▶ [Written problem] Every line of the material below must be repeated exactly.
>> BEGIN Data segment
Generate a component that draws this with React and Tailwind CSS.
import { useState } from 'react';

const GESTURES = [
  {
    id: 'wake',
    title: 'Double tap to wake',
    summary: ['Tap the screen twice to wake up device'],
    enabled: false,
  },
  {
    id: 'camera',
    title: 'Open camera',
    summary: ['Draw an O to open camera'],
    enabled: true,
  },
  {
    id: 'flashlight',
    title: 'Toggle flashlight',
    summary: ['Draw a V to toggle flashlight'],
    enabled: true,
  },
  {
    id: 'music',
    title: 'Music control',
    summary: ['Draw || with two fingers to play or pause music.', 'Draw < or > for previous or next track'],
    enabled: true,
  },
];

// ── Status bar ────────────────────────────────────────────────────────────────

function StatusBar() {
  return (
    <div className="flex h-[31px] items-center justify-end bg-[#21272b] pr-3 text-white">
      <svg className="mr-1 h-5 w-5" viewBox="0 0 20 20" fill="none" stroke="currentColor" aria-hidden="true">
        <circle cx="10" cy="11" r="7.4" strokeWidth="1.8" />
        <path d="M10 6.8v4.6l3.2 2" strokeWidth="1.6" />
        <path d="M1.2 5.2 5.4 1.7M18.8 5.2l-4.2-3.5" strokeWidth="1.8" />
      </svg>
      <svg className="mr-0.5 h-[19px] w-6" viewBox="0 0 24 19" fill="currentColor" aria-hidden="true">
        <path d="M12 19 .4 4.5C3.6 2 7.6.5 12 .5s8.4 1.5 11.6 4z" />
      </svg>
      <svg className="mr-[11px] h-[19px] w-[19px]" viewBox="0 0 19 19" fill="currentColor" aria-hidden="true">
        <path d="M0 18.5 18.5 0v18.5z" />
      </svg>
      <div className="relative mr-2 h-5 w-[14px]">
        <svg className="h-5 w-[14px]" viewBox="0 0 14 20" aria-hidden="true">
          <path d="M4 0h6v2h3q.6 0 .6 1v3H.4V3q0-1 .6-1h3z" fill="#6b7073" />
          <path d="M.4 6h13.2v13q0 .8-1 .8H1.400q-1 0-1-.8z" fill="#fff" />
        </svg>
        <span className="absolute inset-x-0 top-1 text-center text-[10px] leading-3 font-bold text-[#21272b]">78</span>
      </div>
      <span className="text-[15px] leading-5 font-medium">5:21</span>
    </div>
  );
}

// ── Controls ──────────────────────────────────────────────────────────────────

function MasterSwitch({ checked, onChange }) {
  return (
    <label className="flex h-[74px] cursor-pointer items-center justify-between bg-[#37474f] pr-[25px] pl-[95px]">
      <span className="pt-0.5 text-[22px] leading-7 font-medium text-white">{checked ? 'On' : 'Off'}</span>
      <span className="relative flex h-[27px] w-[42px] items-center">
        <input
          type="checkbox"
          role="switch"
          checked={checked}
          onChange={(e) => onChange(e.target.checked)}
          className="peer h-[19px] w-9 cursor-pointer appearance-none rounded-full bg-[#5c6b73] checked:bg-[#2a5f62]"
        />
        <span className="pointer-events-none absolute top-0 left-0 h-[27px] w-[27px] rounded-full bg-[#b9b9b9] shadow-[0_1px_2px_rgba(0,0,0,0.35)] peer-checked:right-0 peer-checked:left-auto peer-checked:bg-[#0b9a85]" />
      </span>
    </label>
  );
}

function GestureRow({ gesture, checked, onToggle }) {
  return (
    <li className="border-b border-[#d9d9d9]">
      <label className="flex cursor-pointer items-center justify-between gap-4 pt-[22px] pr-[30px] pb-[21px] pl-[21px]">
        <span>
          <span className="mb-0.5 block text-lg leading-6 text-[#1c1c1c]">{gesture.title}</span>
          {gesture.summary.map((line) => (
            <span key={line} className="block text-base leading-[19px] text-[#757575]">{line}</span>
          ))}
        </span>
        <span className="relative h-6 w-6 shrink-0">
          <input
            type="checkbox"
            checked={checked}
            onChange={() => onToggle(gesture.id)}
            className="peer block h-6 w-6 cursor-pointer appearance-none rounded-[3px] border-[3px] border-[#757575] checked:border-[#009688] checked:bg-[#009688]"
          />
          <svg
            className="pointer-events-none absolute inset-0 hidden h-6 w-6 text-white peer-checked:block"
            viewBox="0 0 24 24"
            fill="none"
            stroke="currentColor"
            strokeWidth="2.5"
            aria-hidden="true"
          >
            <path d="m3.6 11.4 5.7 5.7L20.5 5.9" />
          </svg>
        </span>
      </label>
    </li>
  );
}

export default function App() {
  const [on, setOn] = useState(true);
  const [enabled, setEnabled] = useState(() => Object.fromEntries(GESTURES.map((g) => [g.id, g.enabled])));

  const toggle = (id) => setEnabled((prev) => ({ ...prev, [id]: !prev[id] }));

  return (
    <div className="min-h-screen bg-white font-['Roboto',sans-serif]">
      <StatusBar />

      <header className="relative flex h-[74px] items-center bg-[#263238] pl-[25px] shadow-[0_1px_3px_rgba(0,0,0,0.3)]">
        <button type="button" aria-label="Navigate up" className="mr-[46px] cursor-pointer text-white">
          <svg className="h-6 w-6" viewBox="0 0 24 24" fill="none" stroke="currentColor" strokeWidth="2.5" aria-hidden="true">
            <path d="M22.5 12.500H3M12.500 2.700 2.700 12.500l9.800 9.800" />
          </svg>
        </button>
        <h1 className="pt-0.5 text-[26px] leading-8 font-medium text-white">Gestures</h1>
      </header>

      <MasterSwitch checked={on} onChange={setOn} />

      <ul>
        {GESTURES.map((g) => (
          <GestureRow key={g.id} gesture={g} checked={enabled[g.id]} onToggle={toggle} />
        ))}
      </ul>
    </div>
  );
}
>> END Data segment
▶ [In response]
Generate a component that draws this with React and Tailwind CSS.
import { useState } from 'react';

const GESTURES = [
  {
    id: 'wake',
    title: 'Double tap to wake',
    summary: ['Tap the screen twice to wake up device'],
    enabled: false,
  },
  {
    id: 'camera',
    title: 'Open camera',
    summary: ['Draw an O to open camera'],
    enabled: true,
  },
  {
    id: 'flashlight',
    title: 'Toggle flashlight',
    summary: ['Draw a V to toggle flashlight'],
    enabled: true,
  },
  {
    id: 'music',
    title: 'Music control',
    summary: ['Draw || with two fingers to play or pause music.', 'Draw < or > for previous or next track'],
    enabled: true,
  },
];

// ── Status bar ────────────────────────────────────────────────────────────────

function StatusBar() {
  return (
    <div className="flex h-[31px] items-center justify-end bg-[#21272b] pr-3 text-white">
      <svg className="mr-1 h-5 w-5" viewBox="0 0 20 20" fill="none" stroke="currentColor" aria-hidden="true">
        <circle cx="10" cy="11" r="7.4" strokeWidth="1.8" />
        <path d="M10 6.8v4.6l3.2 2" strokeWidth="1.6" />
        <path d="M1.2 5.2 5.4 1.7M18.8 5.2l-4.2-3.5" strokeWidth="1.8" />
      </svg>
      <svg className="mr-0.5 h-[19px] w-6" viewBox="0 0 24 19" fill="currentColor" aria-hidden="true">
        <path d="M12 19 .4 4.5C3.6 2 7.6.5 12 .5s8.4 1.5 11.6 4z" />
      </svg>
      <svg className="mr-[11px] h-[19px] w-[19px]" viewBox="0 0 19 19" fill="currentColor" aria-hidden="true">
        <path d="M0 18.5 18.5 0v18.5z" />
      </svg>
      <div className="relative mr-2 h-5 w-[14px]">
        <svg className="h-5 w-[14px]" viewBox="0 0 14 20" aria-hidden="true">
          <path d="M4 0h6v2h3q.6 0 .6 1v3H.4V3q0-1 .6-1h3z" fill="#6b7073" />
          <path d="M.4 6h13.2v13q0 .8-1 .8H1.400q-1 0-1-.8z" fill="#fff" />
        </svg>
        <span className="absolute inset-x-0 top-1 text-center text-[10px] leading-3 font-bold text-[#21272b]">78</span>
      </div>
      <span className="text-[15px] leading-5 font-medium">5:21</span>
    </div>
  );
}

// ── Controls ──────────────────────────────────────────────────────────────────

function MasterSwitch({ checked, onChange }) {
  return (
    <label className="flex h-[74px] cursor-pointer items-center justify-between bg-[#37474f] pr-[25px] pl-[95px]">
      <span className="pt-0.5 text-[22px] leading-7 font-medium text-white">{checked ? 'On' : 'Off'}</span>
      <span className="relative flex h-[27px] w-[42px] items-center">
        <input
          type="checkbox"
          role="switch"
          checked={checked}
          onChange={(e) => onChange(e.target.checked)}
          className="peer h-[19px] w-9 cursor-pointer appearance-none rounded-full bg-[#5c6b73] checked:bg-[#2a5f62]"
        />
        <span className="pointer-events-none absolute top-0 left-0 h-[27px] w-[27px] rounded-full bg-[#b9b9b9] shadow-[0_1px_2px_rgba(0,0,0,0.35)] peer-checked:right-0 peer-checked:left-auto peer-checked:bg-[#0b9a85]" />
      </span>
    </label>
  );
}

function GestureRow({ gesture, checked, onToggle }) {
  return (
    <li className="border-b border-[#d9d9d9]">
      <label className="flex cursor-pointer items-center justify-between gap-4 pt-[22px] pr-[30px] pb-[21px] pl-[21px]">
        <span>
          <span className="mb-0.5 block text-lg leading-6 text-[#1c1c1c]">{gesture.title}</span>
          {gesture.summary.map((line) => (
            <span key={line} className="block text-base leading-[19px] text-[#757575]">{line}</span>
          ))}
        </span>
        <span className="relative h-6 w-6 shrink-0">
          <input
            type="checkbox"
            checked={checked}
            onChange={() => onToggle(gesture.id)}
            className="peer block h-6 w-6 cursor-pointer appearance-none rounded-[3px] border-[3px] border-[#757575] checked:border-[#009688] checked:bg-[#009688]"
          />
          <svg
            className="pointer-events-none absolute inset-0 hidden h-6 w-6 text-white peer-checked:block"
            viewBox="0 0 24 24"
            fill="none"
            stroke="currentColor"
            strokeWidth="2.5"
            aria-hidden="true"
          >
            <path d="m3.6 11.4 5.7 5.7L20.5 5.9" />
          </svg>
        </span>
      </label>
    </li>
  );
}

export default function App() {
  const [on, setOn] = useState(true);
  const [enabled, setEnabled] = useState(() => Object.fromEntries(GESTURES.map((g) => [g.id, g.enabled])));

  const toggle = (id) => setEnabled((prev) => ({ ...prev, [id]: !prev[id] }));

  return (
    <div className="min-h-screen bg-white font-['Roboto',sans-serif]">
      <StatusBar />

      <header className="relative flex h-[74px] items-center bg-[#263238] pl-[25px] shadow-[0_1px_3px_rgba(0,0,0,0.3)]">
        <button type="button" aria-label="Navigate up" className="mr-[46px] cursor-pointer text-white">
          <svg className="h-6 w-6" viewBox="0 0 24 24" fill="none" stroke="currentColor" strokeWidth="2.5" aria-hidden="true">
            <path d="M22.5 12.500H3M12.500 2.700 2.700 12.500l9.800 9.800" />
          </svg>
        </button>
        <h1 className="pt-0.5 text-[26px] leading-8 font-medium text-white">Gestures</h1>
      </header>

      <MasterSwitch checked={on} onChange={setOn} />

      <ul>
        {GESTURES.map((g) => (
          <GestureRow key={g.id} gesture={g} checked={enabled[g.id]} onToggle={toggle} />
        ))}
      </ul>
    </div>
  );
}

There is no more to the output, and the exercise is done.